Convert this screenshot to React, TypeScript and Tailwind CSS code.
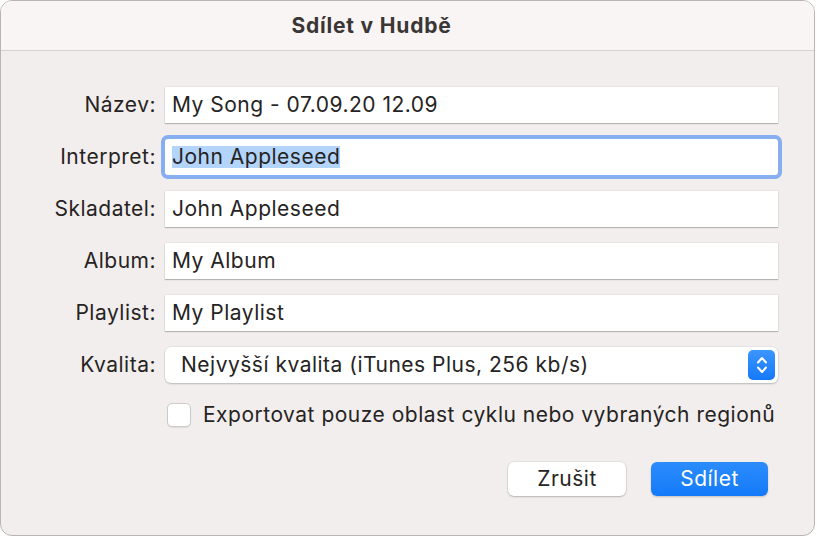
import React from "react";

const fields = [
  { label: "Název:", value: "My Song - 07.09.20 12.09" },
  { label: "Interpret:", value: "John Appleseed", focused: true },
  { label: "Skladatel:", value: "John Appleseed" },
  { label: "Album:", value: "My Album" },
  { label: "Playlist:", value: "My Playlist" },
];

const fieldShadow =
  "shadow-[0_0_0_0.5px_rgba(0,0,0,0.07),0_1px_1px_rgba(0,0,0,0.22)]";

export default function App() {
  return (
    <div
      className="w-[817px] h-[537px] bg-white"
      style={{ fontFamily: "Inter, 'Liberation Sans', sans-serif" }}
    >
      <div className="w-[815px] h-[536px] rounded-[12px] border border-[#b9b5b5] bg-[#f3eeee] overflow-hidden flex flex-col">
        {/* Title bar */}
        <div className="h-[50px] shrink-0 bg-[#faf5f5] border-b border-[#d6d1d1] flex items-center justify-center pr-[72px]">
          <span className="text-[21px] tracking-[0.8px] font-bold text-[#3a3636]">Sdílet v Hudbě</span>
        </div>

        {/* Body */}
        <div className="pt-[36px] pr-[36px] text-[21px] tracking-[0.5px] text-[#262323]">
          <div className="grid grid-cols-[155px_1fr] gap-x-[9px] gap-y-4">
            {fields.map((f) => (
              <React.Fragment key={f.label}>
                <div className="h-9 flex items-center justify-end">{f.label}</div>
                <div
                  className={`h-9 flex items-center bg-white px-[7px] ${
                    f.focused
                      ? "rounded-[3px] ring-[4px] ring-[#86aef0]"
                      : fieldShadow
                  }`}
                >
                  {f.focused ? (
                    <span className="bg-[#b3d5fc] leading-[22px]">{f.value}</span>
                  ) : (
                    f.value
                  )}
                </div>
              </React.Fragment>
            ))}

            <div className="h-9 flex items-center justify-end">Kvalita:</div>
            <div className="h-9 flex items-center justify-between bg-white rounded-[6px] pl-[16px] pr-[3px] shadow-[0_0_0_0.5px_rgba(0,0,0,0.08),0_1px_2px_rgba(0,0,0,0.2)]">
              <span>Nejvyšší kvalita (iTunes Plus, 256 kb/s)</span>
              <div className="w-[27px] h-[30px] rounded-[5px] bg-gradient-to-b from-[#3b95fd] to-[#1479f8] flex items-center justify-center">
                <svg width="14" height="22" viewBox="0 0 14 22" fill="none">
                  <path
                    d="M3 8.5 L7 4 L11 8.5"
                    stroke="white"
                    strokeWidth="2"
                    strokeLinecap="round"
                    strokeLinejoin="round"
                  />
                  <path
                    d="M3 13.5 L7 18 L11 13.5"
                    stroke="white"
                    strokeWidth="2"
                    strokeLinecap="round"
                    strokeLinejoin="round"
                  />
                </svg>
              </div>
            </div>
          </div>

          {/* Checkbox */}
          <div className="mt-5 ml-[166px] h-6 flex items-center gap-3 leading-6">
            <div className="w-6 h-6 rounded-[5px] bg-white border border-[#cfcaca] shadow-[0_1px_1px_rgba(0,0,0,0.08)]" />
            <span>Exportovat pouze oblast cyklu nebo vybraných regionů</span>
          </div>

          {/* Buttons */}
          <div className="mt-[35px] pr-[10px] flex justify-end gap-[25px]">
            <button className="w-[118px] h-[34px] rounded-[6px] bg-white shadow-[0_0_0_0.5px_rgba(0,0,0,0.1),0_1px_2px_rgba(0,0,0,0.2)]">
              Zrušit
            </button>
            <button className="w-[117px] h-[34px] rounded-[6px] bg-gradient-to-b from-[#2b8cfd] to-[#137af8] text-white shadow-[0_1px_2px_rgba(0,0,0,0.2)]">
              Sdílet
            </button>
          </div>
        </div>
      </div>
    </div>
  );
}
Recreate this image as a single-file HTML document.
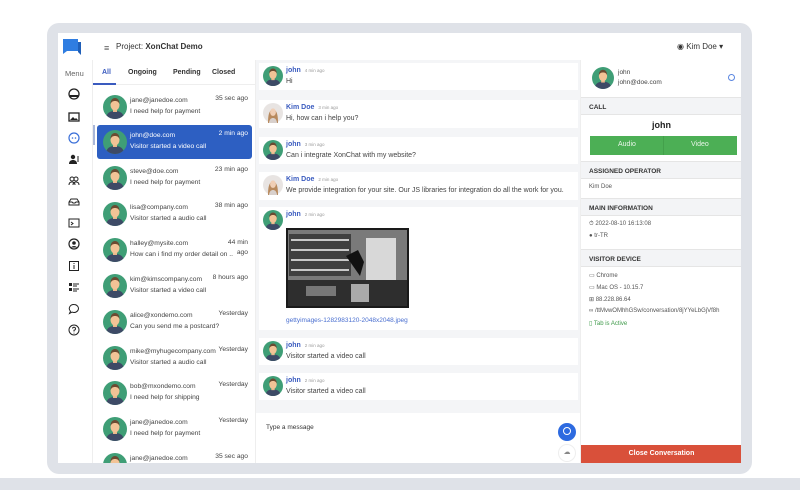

········

Task requirements: Leave out the pictures and give the rest of the records again exactly.

Response for this exercise:
Convert this screenshot to React, TypeScript and Tailwind CSS code.
import React from "react";

const fields = [
  { label: "Název:", value: "My Song - 07.09.20 12.09" },
  { label: "Interpret:", value: "John Appleseed", focused: true },
  { label: "Skladatel:", value: "John Appleseed" },
  { label: "Album:", value: "My Album" },
  { label: "Playlist:", value: "My Playlist" },
];

const fieldShadow =
  "shadow-[0_0_0_0.5px_rgba(0,0,0,0.07),0_1px_1px_rgba(0,0,0,0.22)]";

export default function App() {
  return (
    <div
      className="w-[817px] h-[537px] bg-white"
      style={{ fontFamily: "Inter, 'Liberation Sans', sans-serif" }}
    >
      <div className="w-[815px] h-[536px] rounded-[12px] border border-[#b9b5b5] bg-[#f3eeee] overflow-hidden flex flex-col">
        {/* Title bar */}
        <div className="h-[50px] shrink-0 bg-[#faf5f5] border-b border-[#d6d1d1] flex items-center justify-center pr-[72px]">
          <span className="text-[21px] tracking-[0.8px] font-bold text-[#3a3636]">Sdílet v Hudbě</span>
        </div>

        {/* Body */}
        <div className="pt-[36px] pr-[36px] text-[21px] tracking-[0.5px] text-[#262323]">
          <div className="grid grid-cols-[155px_1fr] gap-x-[9px] gap-y-4">
            {fields.map((f) => (
              <React.Fragment key={f.label}>
                <div className="h-9 flex items-center justify-end">{f.label}</div>
                <div
                  className={`h-9 flex items-center bg-white px-[7px] ${
                    f.focused
                      ? "rounded-[3px] ring-[4px] ring-[#86aef0]"
                      : fieldShadow
                  }`}
                >
                  {f.focused ? (
                    <span className="bg-[#b3d5fc] leading-[22px]">{f.value}</span>
                  ) : (
                    f.value
                  )}
                </div>
              </React.Fragment>
            ))}

            <div className="h-9 flex items-center justify-end">Kvalita:</div>
            <div className="h-9 flex items-center justify-between bg-white rounded-[6px] pl-[16px] pr-[3px] shadow-[0_0_0_0.5px_rgba(0,0,0,0.08),0_1px_2px_rgba(0,0,0,0.2)]">
              <span>Nejvyšší kvalita (iTunes Plus, 256 kb/s)</span>
              <div className="w-[27px] h-[30px] rounded-[5px] bg-gradient-to-b from-[#3b95fd] to-[#1479f8] flex items-center justify-center">
                <svg width="14" height="22" viewBox="0 0 14 22" fill="none">
                  <path
                    d="M3 8.5 L7 4 L11 8.5"
                    stroke="white"
                    strokeWidth="2"
                    strokeLinecap="round"
                    strokeLinejoin="round"
                  />
                  <path
                    d="M3 13.5 L7 18 L11 13.5"
                    stroke="white"
                    strokeWidth="2"
                    strokeLinecap="round"
                    strokeLinejoin="round"
                  />
                </svg>
              </div>
            </div>
          </div>

          {/* Checkbox */}
          <div className="mt-5 ml-[166px] h-6 flex items-center gap-3 leading-6">
            <div className="w-6 h-6 rounded-[5px] bg-white border border-[#cfcaca] shadow-[0_1px_1px_rgba(0,0,0,0.08)]" />
            <span>Exportovat pouze oblast cyklu nebo vybraných regionů</span>
          </div>

          {/* Buttons */}
          <div className="mt-[35px] pr-[10px] flex justify-end gap-[25px]">
            <button className="w-[118px] h-[34px] rounded-[6px] bg-white shadow-[0_0_0_0.5px_rgba(0,0,0,0.1),0_1px_2px_rgba(0,0,0,0.2)]">
              Zrušit
            </button>
            <button className="w-[117px] h-[34px] rounded-[6px] bg-gradient-to-b from-[#2b8cfd] to-[#137af8] text-white shadow-[0_1px_2px_rgba(0,0,0,0.2)]">
              Sdílet
            </button>
          </div>
        </div>
      </div>
    </div>
  );
}
Recreate this image as a single-file HTML document.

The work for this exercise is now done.